• **What to produce**
Report how many lines of the following entries include the string "that"; respond with the number alone.

[BEGIN Record extracts]

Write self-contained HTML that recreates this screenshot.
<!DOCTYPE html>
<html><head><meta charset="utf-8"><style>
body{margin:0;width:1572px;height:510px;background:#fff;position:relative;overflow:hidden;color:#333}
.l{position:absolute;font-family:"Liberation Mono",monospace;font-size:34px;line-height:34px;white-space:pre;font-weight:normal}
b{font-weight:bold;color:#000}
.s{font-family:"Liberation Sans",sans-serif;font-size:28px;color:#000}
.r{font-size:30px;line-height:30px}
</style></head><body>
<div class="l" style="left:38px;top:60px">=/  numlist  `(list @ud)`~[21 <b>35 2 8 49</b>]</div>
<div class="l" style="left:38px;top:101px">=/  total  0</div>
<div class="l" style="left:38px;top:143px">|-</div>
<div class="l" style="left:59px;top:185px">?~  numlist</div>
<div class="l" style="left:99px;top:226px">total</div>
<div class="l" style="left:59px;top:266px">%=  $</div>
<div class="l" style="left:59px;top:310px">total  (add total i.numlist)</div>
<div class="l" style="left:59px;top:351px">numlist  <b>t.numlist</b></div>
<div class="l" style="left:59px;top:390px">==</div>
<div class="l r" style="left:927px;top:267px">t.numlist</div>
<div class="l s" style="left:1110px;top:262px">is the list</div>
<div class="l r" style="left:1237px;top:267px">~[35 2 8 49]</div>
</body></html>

[END Record extracts]
[BEGIN Record extracts]

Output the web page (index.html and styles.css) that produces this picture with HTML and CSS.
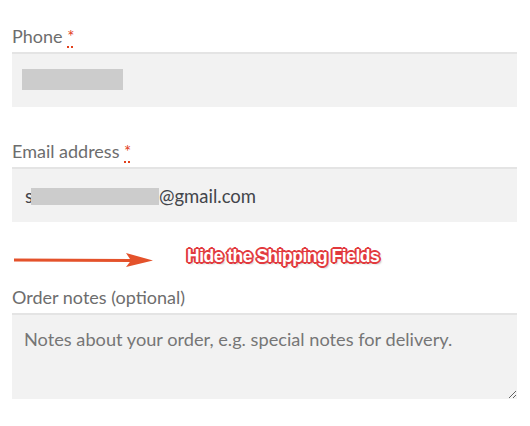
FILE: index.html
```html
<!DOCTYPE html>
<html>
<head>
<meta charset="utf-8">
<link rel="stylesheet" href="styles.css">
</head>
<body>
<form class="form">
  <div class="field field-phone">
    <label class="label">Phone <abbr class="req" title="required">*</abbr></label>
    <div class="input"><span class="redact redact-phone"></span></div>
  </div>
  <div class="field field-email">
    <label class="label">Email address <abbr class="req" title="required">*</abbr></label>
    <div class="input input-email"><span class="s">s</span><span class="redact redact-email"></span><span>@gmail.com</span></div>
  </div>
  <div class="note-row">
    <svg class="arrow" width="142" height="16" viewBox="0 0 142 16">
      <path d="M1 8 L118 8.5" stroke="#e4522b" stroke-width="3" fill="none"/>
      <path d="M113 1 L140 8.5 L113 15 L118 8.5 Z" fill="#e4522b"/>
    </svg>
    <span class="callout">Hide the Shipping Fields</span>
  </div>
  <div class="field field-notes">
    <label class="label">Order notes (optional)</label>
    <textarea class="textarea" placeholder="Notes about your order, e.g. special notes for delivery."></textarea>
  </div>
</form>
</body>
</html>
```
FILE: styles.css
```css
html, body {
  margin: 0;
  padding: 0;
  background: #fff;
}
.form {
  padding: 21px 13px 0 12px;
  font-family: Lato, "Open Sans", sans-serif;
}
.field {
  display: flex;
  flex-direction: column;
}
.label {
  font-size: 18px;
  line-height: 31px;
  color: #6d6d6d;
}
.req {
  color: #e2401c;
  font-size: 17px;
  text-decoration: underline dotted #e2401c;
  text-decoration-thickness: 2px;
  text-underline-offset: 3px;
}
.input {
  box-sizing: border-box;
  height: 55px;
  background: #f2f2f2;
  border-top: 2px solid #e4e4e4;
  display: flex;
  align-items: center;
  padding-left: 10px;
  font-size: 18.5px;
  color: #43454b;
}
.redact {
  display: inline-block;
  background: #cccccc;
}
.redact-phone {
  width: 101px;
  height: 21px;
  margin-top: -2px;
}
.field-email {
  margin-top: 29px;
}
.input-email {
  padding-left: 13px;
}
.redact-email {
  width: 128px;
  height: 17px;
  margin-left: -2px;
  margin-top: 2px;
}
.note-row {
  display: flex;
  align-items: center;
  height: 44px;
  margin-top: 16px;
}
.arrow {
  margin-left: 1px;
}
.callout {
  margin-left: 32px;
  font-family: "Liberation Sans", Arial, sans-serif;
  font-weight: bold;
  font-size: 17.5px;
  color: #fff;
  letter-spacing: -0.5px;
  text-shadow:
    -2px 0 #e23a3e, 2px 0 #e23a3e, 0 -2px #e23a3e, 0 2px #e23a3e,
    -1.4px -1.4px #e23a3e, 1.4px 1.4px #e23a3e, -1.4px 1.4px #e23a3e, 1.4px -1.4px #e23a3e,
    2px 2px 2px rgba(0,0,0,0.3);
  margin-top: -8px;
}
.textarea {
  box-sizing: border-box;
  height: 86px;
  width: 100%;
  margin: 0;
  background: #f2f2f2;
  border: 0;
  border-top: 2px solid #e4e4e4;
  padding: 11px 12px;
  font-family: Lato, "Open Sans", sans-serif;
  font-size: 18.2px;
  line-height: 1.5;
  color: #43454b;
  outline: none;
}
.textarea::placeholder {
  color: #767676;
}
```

[END Record extracts]

• **Problem solution**
2